The organization redesigned its workflow around a central intake model, policy-based approval thresholds and a single vendor record structure. New requests required a business case, architecture review and budget confirmation. Renewals triggered 90-day and 120-day review checkpoints. Contracts and supporting documents were stored in a governed repository linked to procurement and finance records. Dashboards showed spend by vendor, business unit, category and renewal quarter. The result was not merely lower spend. It was better negotiating leverage, clearer ownership, fewer emergency renewals and stronger compliance confidence.
Implementation priorities, trade-offs and common mistakes
The most effective implementations start with policy clarity before workflow automation. If approval rights, risk tiers and ownership rules are ambiguous, digitizing the process only accelerates confusion. Enterprises should define who can request, who can approve, what thresholds trigger legal or security review, how exceptions are handled and what evidence is required at renewal.
A common mistake is overengineering the first release. Trying to model every edge case can delay adoption and push teams back to informal buying. Another mistake is treating procurement as the sole owner. In practice, SaaS governance is cross-functional. Procurement manages sourcing discipline, but finance, IT, security, legal and business owners each control a different risk dimension. A third mistake is ignoring change management. If business teams see the workflow only as a gate, they will route around it. Leaders should position it as a faster path to approved, supportable and budgeted software decisions.
| Design choice | Benefit | Trade-off | Executive guidance |
|---|---|---|---|
| Centralized approval model | Stronger governance and negotiation leverage | Can slow local responsiveness | Use for high-risk or high-value categories |
| Federated model with policy controls | Faster business execution across entities | Requires strong standards and monitoring | Best for multi-company operations with mature governance |
| Single vendor repository | Better auditability and renewal visibility | Needs disciplined data ownership | Make it mandatory before scaling automation |
| Automated renewal checkpoints | Reduces surprise renewals and inactive spend | Requires accurate contract metadata | Prioritize for top vendors first |
| Platform consolidation | Lower integration and support complexity | May limit niche functionality | Evaluate by business capability, not by preference alone |
KPIs, business ROI and risk mitigation measures that matter
Executives should measure SaaS procurement performance through a mix of financial, operational and governance indicators. Financially, track software spend under management, renewal savings captured, budget variance, duplicate application reduction and committed versus actual spend. Operationally, monitor request cycle time, approval turnaround, onboarding lead time and percentage of renewals reviewed before notice deadlines. From a governance perspective, track vendor ownership completeness, contract repository coverage, security review completion, policy exception rates and inactive license exposure.
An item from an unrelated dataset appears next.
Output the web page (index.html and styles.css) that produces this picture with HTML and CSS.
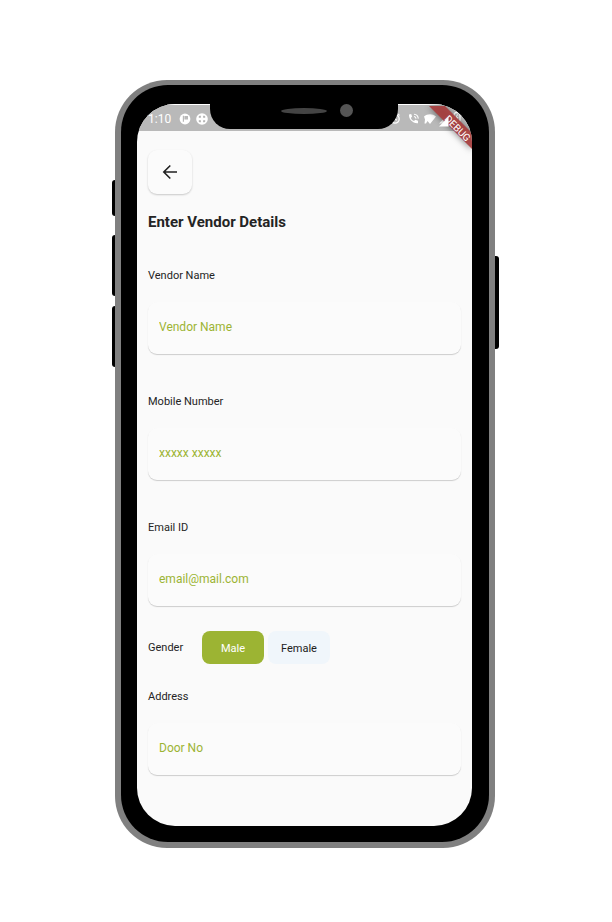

ROI should be framed broadly. Direct savings may come from better pricing, reduced duplication and tighter license control. Indirect returns often matter more: fewer audit issues, lower integration complexity, improved forecasting, stronger compliance posture and better resilience when a vendor underperforms or a contract must be exited. For boards and executive committees, this is a control and scalability investment as much as a cost initiative.
- Set renewal review checkpoints well before notice periods, not at invoice receipt
- Assign one accountable business owner and one operational owner for every SaaS vendor
- Link vendor records to contracts, approvals, invoices, users and integration dependencies
- Use business intelligence dashboards to expose concentration risk, exception trends and upcoming renewals
- Integrate identity and access management into onboarding and offboarding to reduce orphaned access
- Review critical vendors for operational resilience, support model and exit feasibility
Digital transformation roadmap for scalable SaaS procurement governance
A practical roadmap usually unfolds in four phases. First, establish governance foundations: policy, approval matrix, vendor taxonomy, contract metadata standards and ownership rules. Second, centralize visibility: consolidate vendor records, contracts, invoices and renewal dates into a governed system. Third, automate workflow: route requests, approvals, document collection and renewal alerts through ERP-led processes. Fourth, optimize with intelligence: use business intelligence and AI-assisted operations to identify duplicate tools, anomalous spend, underused licenses and vendors approaching risk thresholds.
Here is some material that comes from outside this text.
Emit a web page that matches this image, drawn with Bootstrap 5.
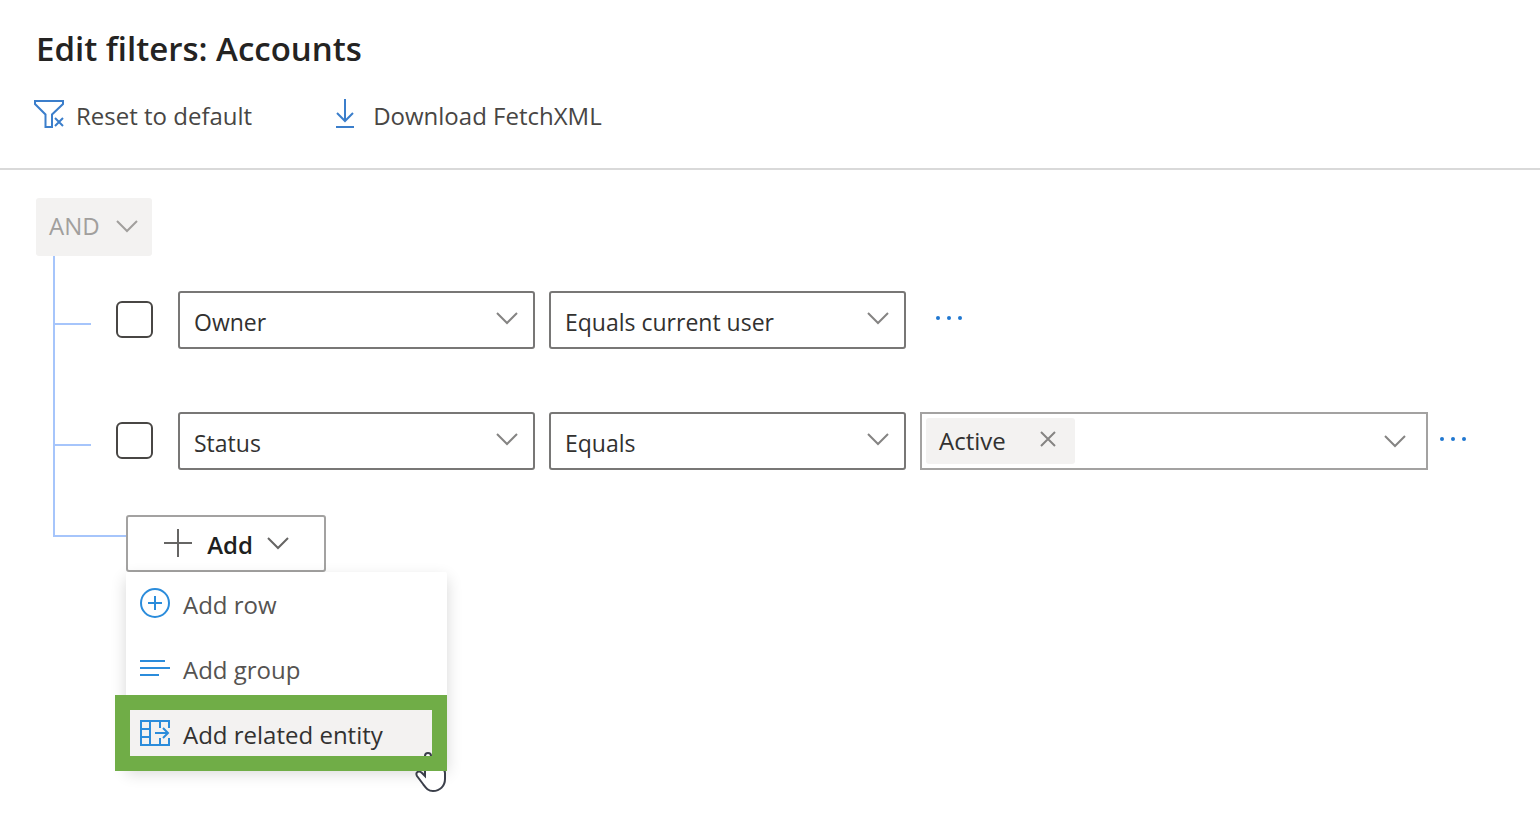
<!DOCTYPE html>
<html lang="en">
<head>
<meta charset="utf-8">
<meta name="viewport" content="width=device-width, initial-scale=1">
<title>Edit filters: Accounts</title>
<link href="https://cdn.jsdelivr.net/npm/bootstrap@5.3.0/dist/css/bootstrap.min.css" rel="stylesheet">
<style>
  :root { --ink: #323130; --tree: #a6c5fb; --accent: #1f77d0; --tile: #f3f2f1; }
  body { font-family: "Open Sans", "Noto Sans", sans-serif; font-size: 24px; line-height: 32px; color: var(--ink); background: #fff; }
  svg { display: block; fill: none; flex: none; }
  button, select, input { color: inherit; }
  .page-head { padding: 25px 34px 35px; border-bottom: 2px solid #d9d9d9; }
  .page-title { font-size: 33px; line-height: 48px; font-weight: 600; color: #242322; margin: 0 0 26px 2px; }
  .cmd { padding: 0; border: 0; font-size: 24px; line-height: 34px; color: #484644; display: inline-flex; align-items: center; }
  .cmd svg { color: #3b7ecb; }
  .toolbar-cmds { gap: 81px; }
  .editor { padding: 28px 72px 0 36px; }
  .op-btn { height: 58px; padding: 0 14px 2px 13px; border: 0; border-radius: 3px; background: var(--tile); color: #a19f9d; gap: 16px; }
  .tree { margin-left: 17px; }
  .tree-rows { border-left: 2px solid var(--tree); padding: 35px 0 45px; gap: 63px; }
  .stub { width: 36px; height: 2px; background: var(--tree); margin: 8px 25px 0 0; flex: none; }
  .pick { width: 37px; height: 37px; margin: 0 25px 2px 0; border: 2px solid #484644; border-radius: 4px; flex: none; }
  .fields { display: grid; grid-template-columns: 357fr 357fr 508fr; gap: 14px; }
  .field-select { height: 58px; padding: 4px 48px 0 14px; border: 2px solid #787776; border-radius: 3px; font-size: 23px; line-height: 32px; color: var(--ink);
    background-size: 24px 14px; background-position: right 14px top 18px;
    --bs-form-select-bg-img: url("data:image/svg+xml,%3csvg xmlns='http://www.w3.org/2000/svg' viewBox='0 0 24 14'%3e%3cpath fill='none' stroke='%23858483' stroke-width='2' d='M2 2l10 10L22 2'/%3e%3c/svg%3e"); }
  .value-box { height: 58px; border: 2px solid #a3a2a1; padding: 0 19px 0 4px; min-width: 0; }
  .chip { height: 46px; padding: 0 18px 0 13px; background: var(--tile); border-radius: 3px; gap: 33px; }
  .value-input { width: 0; min-width: 0; border: 0; outline: 0; background: transparent; }
  .bare { padding: 0; border: 0; background: none; color: #858483; }
  .more { color: var(--accent); padding: 0 0 4px; }
  .fields > .more { margin-left: 14px; justify-self: start; }
  .row-end { width: 28px; margin-left: 12px; flex: none; }
  .elbow { width: 73px; height: 22px; border: solid var(--tree); border-width: 0 0 2px 2px; }
  .add-btn { width: 200px; height: 57px; border: 2px solid #a3a2a1; border-radius: 3px; font-size: 24px; font-weight: 600; color: #201f1e; padding: 2px 0 0; gap: 14px; }
  .add-menu { top: 100%; left: 0; width: 321px; padding: 0; margin: 0; border: 0; border-radius: 2px; font-size: 24px; box-shadow: 0 6px 16px rgba(0,0,0,.16); }
  .add-menu .dropdown-item { height: 65px; padding: 0 14px; gap: 13px; color: #555351; }
  .add-menu .dropdown-item svg { color: #2b8cdb; margin-bottom: 4px; }
  .add-menu .dropdown-item.current { background: var(--tile); color: var(--ink); }
  .highlight { position: absolute; inset: -7px 0 -4px -11px; border: 15px solid #70ad47; pointer-events: none; }
  .pointer { position: absolute; right: 0; top: 50px; }
</style>
</head>
<body class="min-vh-100">
<header class="page-head">
  <h1 class="page-title">Edit filters: Accounts</h1>
  <div class="toolbar-cmds d-flex" role="toolbar" aria-label="Filter commands">
    <button type="button" class="btn cmd">
      <svg width="30" height="28" class="me-2 mb-1" viewBox="0 0 30 28" stroke="currentColor" stroke-width="2"><path d="M18 27V14.500L29 4V1H1v3l10.500 10.500V27zM21 18l8 8M29 18l-8 8"/></svg>
      <span class="ms-1">Reset to default</span>
    </button>
    <button type="button" class="btn cmd">
      <svg width="24" height="30" class="me-3 mb-1" viewBox="0 0 24 30" stroke="currentColor" stroke-width="2"><path d="M12 0v22M4 14l8 8 8-8M3 28h18"/></svg>
      <span>Download FetchXML</span>
    </button>
  </div>
</header>

<main class="editor">
  <button type="button" class="op-btn d-flex align-items-center" disabled>AND
    <svg width="22" height="14" viewBox="0 0 22 14" stroke="currentColor" stroke-width="2"><path d="M1 2l10 10L21 2"/></svg>
  </button>
  <div class="tree">
    <div class="tree-rows d-flex flex-column">
      <div class="d-flex align-items-center">
        <span class="stub"></span>
        <input type="checkbox" class="form-check-input pick" aria-label="Select Owner row">
        <div class="fields flex-grow-1 align-items-center">
          <select class="form-select field-select" aria-label="Column"><option>Owner</option></select>
          <select class="form-select field-select" aria-label="Operator"><option>Equals current user</option></select>
          <button type="button" class="bare more" aria-label="More commands">
            <svg width="30" height="6" viewBox="0 0 30 6"><g fill="currentColor"><circle cx="4" cy="3" r="2"/><circle cx="15" cy="3" r="2"/><circle cx="26" cy="3" r="2"/></g></svg>
          </button>
        </div>
        <span class="row-end"></span>
      </div>
      <div class="d-flex align-items-center">
        <span class="stub"></span>
        <input type="checkbox" class="form-check-input pick" aria-label="Select Status row">
        <div class="fields flex-grow-1 align-items-center">
          <select class="form-select field-select" aria-label="Column"><option>Status</option></select>
          <select class="form-select field-select" aria-label="Operator"><option>Equals</option></select>
          <div class="value-box d-flex align-items-center">
            <span class="chip d-flex align-items-center">Active
              <button type="button" class="bare" aria-label="Remove Active">
                <svg width="18" height="18" class="mb-1" viewBox="0 0 18 18" stroke="currentColor" stroke-width="2"><path d="M2 2l14 14M16 2L2 16"/></svg>
              </button>
            </span>
            <input type="text" class="value-input flex-grow-1" aria-label="Value">
            <button type="button" class="bare" aria-label="Show values">
              <svg width="24" height="14" viewBox="0 0 24 14" stroke="currentColor" stroke-width="2"><path d="M2 2l10 10L22 2"/></svg>
            </button>
          </div>
        </div>
        <button type="button" class="bare more row-end" aria-label="More commands">
          <svg width="28" height="6" viewBox="0 0 28 6"><g fill="currentColor"><circle cx="2" cy="3" r="2"/><circle cx="13" cy="3" r="2"/><circle cx="24" cy="3" r="2"/></g></svg>
        </button>
      </div>
    </div>
    <div class="d-flex align-items-start">
      <span class="elbow"></span>
      <div class="dropdown">
        <button type="button" class="btn add-btn d-flex align-items-center justify-content-center" aria-expanded="true">
          <svg width="30" height="30" class="mb-1" viewBox="0 0 30 30" stroke="#666564" stroke-width="2"><path d="M15 1v28M1 15h28"/></svg>
          Add
          <svg width="22" height="14" class="mb-1" viewBox="0 0 22 14" stroke="#666564" stroke-width="2"><path d="M1 2l10 10L21 2"/></svg>
        </button>
        <ul class="dropdown-menu add-menu show">
          <li><button type="button" class="dropdown-item d-flex align-items-center">
            <svg width="30" height="30" viewBox="0 0 30 30" stroke="currentColor" stroke-width="2"><circle cx="15" cy="15" r="14"/><path d="M15 8v14M8 15h14"/></svg>
            Add row</button></li>
          <li><button type="button" class="dropdown-item d-flex align-items-center">
            <svg width="30" height="20" viewBox="0 0 30 20" stroke="currentColor" stroke-width="2"><path d="M0 3h25M0 10h30M0 17h19"/></svg>
            Add group</button></li>
          <li class="position-relative"><button type="button" class="dropdown-item current d-flex align-items-center">
            <svg width="30" height="26" viewBox="0 0 30 26" stroke="currentColor" stroke-width="2"><path d="M29 8V1H1v24h28v-7M10 1v24M1 9h9M1 17h9M20 1v7M20 18v7M15 13h13M23 8l5 5-5 5"/></svg>
            Add related entity</button>
            <svg class="pointer" width="32" height="40" viewBox="0 0 32 40" stroke="#3b3f4a" stroke-width="2"><path fill="#fff" d="M10 24V4c0-4 6-4 6 0v9l11 3c2 1 3 2 3 5v6c0 7-5 12-12 12-5 0-7-3-10-7l-6-8c-2-4 2-6 5-3z"/></svg>
            <span class="highlight"></span>
          </li>
        </ul>
      </div>
    </div>
  </div>
</main>
<script src="https://cdn.jsdelivr.net/npm/bootstrap@5.3.0/dist/js/bootstrap.bundle.min.js"></script>
</body>
</html>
For enterprises with broader ERP modernization goals, this roadmap should align with cloud ERP strategy, enterprise integration and operating model design. Where relevant, cloud-native architecture can support resilience and scalability, especially when procurement workflows interact with multiple systems through APIs. Managed Cloud Services also become relevant when organizations need stronger monitoring, observability, security operations and controlled deployment practices across business-critical platforms. In partner-led delivery models, SysGenPro can add value by enabling ERP partners and system integrators with a white-label ERP platform approach and managed cloud operating discipline rather than pushing a one-size-fits-all software sale.
Future trends shaping SaaS procurement workflow design
The next phase of SaaS procurement will be defined by deeper automation and stronger governance expectations. AI-assisted operations will help classify requests, flag overlap with existing tools, summarize contract obligations and predict renewal risk. Finance leaders will expect more granular spend intelligence by business capability, not just by vendor. Security and compliance teams will push for tighter linkage between procurement, identity and access management, data governance and third-party risk review.
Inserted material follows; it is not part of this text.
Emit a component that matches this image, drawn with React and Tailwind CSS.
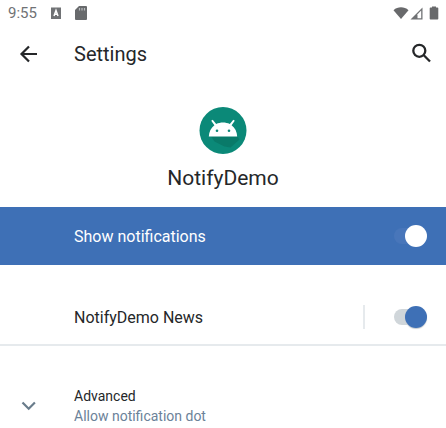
import { useState } from "react";

function StatusBar() {
  return (
    <div className="flex h-[26px] items-center justify-between pl-2 pr-[7px] text-[#707275]">
      <div className="flex items-center">
        <span className="w-[42px] text-[15px] leading-4">9:55</span>
        <svg className="h-[13px] w-3" viewBox="0 0 12 13" aria-hidden="true">
          <rect x="1" y=".5" width="10" height="11.5" fill="#707275" />
          <path d="M4 9 6 3.500 8 9M4.800 7.200h2.400" fill="none" stroke="#fff" strokeWidth="1.5" />
        </svg>
        <svg className="ml-3 h-4 w-[14px]" viewBox="0 0 14 16" aria-hidden="true">
          <path d="M5 1h7a1 1 0 0 1 1 1v12a1 1 0 0 1-1 1H2a1 1 0 0 1-1-1V5z" fill="#686a6c" />
          <path d="M5.500 3v2.500M8 3v2.500M10.500 3v2.500" stroke="#b9bcbf" strokeWidth="1.200" />
        </svg>
      </div>
      <div className="flex items-center">
        <svg className="h-3 w-4" viewBox="0 0 16 12" aria-hidden="true">
          <path d="M.5 3.200C4.800-.6 11.200-.6 15.500 3.200L8 12z" fill="#68696b" />
        </svg>
        <svg className="ml-px h-[13px] w-[13px]" viewBox="0 0 13 13" aria-hidden="true">
          <path d="M.5 12.500 12.500.5v12z" fill="#707275" />
          <path d="M7.500 7.300 11.200 3.500v7.800H7.500z" fill="#fff" />
        </svg>
        <svg className="ml-[6px] h-[14px] w-[10px]" viewBox="0 0 10 14" aria-hidden="true">
          <path d="M3 .5h4v1h1.500a.8.8 0 0 1 .8.8v10.400a.8.8 0 0 1-.8.8h-7a.8.8 0 0 1-.8-.8V2.300a.8.8 0 0 1 .8-.8H3z" fill="#68696b" />
        </svg>
      </div>
    </div>
  );
}

function Toggle({ id, checked, onChange, trackClass, thumbClass }) {
  return (
    <span className="relative flex h-[22px] w-[34px] shrink-0 items-center">
      <span className={`ml-px h-4 w-7 rounded-full ${trackClass}`} />
      <input
        id={id}
        type="checkbox"
        role="switch"
        checked={checked}
        onChange={(event) => onChange(event.target.checked)}
        className={`absolute top-0 h-[22px] w-[22px] cursor-pointer appearance-none rounded-full left-0 checked:left-3 ${thumbClass}`}
      />
    </span>
  );
}

export default function App() {
  const [showAll, setShowAll] = useState(true);
  const [news, setNews] = useState(true);

  return (
    <div className="min-h-screen w-full bg-white font-[Roboto,sans-serif] text-[#252729]">
      <StatusBar />

      <header className="flex h-14 items-center pl-4 pr-3">
        <button type="button" aria-label="Back" className="flex w-[58px] items-center">
          <svg className="h-[26px] w-[26px]" viewBox="0 0 26 26" fill="none" stroke="currentColor" strokeWidth="2.200" aria-hidden="true">
            <path d="M21 13H6M13 5.500 5.500 13l7.500 7.500" />
          </svg>
        </button>
        <h1 className="grow text-[20px] leading-6">Settings</h1>
        <button type="button" aria-label="Search" className="flex">
          <svg className="h-6 w-6" viewBox="0 0 24 24" fill="none" stroke="currentColor" strokeWidth="2.300" aria-hidden="true">
            <circle cx="9.300" cy="8.800" r="6" />
            <path d="m13.800 13.300 6.200 6.200" />
          </svg>
        </button>
      </header>

      <main>
        <section className="flex flex-col items-center pb-[15px] pt-6">
          <svg className="h-12 w-12" viewBox="0 0 48 48" aria-hidden="true">
            <circle cx="24" cy="24.500" r="23.500" fill="#0b8978" />
            <path d="M12 30.500h26.500l2 3-9 8-6-1-10-5z" fill="#08705f" opacity=".6" />
            <path d="M9.800 30.500c.2-4.800 2.200-8.600 5.600-11.300l-3.200-4.400 1.500-1 3.500 4.300c4.200-2 9.400-2 13.600 0l3.500-4.300 1.500 1-3.200 4.400c3.400 2.700 5.400 6.500 5.600 11.300z" fill="#fff" />
            <circle cx="18" cy="24.800" r="1.300" fill="#0b8978" />
            <circle cx="30" cy="24.800" r="1.300" fill="#0b8978" />
          </svg>
          <h2 className="mt-[10px] text-[21px] leading-7">NotifyDemo</h2>
        </section>

        <div className="flex h-[58px] items-center bg-[#3e70b6] pl-[74px] pr-[19px] text-white">
          <label htmlFor="show-notifications" className="grow pt-[2px] text-[16px] leading-6">Show notifications</label>
          <Toggle
            id="show-notifications"
            checked={showAll}
            onChange={setShowAll}
            trackClass="bg-[#4876ba]"
            thumbClass="bg-white"
          />
        </div>

        <div className="border-b-2 border-[#e6eaed] pb-[15px] pl-[74px] pr-[19px] pt-10">
          <div className="flex h-6 items-center">
            <label htmlFor="news" className="grow pt-[2px] text-[16px] leading-6">NotifyDemo News</label>
            <span className="mr-7 h-6 w-[2px] bg-[#e6eaed]" />
            <Toggle
              id="news"
              checked={news}
              onChange={setNews}
              trackClass="bg-[#d0d6da]"
              thumbClass="bg-[#3e70b6] shadow-[0_1px_1px_#c3c9ce]"
            />
          </div>
        </div>

        <button type="button" className="flex w-full items-center pl-4 pt-10 text-left">
          <span className="w-[58px]">
            <svg className="h-[26px] w-[26px]" viewBox="0 0 26 26" fill="none" stroke="#697c8b" strokeWidth="2.200" aria-hidden="true">
              <path d="m6.500 9.500 6.200 6.200 6.200-6.200" />
            </svg>
          </span>
          <span className="flex flex-col">
            <span className="text-[14px] leading-5">Advanced</span>
            <span className="text-[14px] leading-5 text-[#6b8299]">Allow notification dot</span>
          </span>
        </button>
      </main>
    </div>
  );
}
At the platform level, enterprises will increasingly favor integrated operating models over fragmented point solutions where practical. That does not eliminate specialist software, but it raises the bar for justification. Vendors will need to prove business value, integration readiness and governance fit. Organizations that build procurement workflows around these realities will move faster with less waste and lower risk.
Executive Conclusion
SaaS procurement workflow design is ultimately a leadership decision about how the enterprise governs change. The objective is not to slow software adoption. It is to ensure every vendor relationship supports strategy, budget discipline, security, compliance and operational performance. The strongest designs combine clear policy, cross-functional accountability, ERP-connected execution and measurable renewal governance. For executive teams, the priority is to treat SaaS procurement as a core business process with defined owners, metrics and escalation paths. Organizations that do this well gain more than spend control. They gain architectural discipline, better vendor leverage, stronger resilience and a more scalable foundation for digital transformation.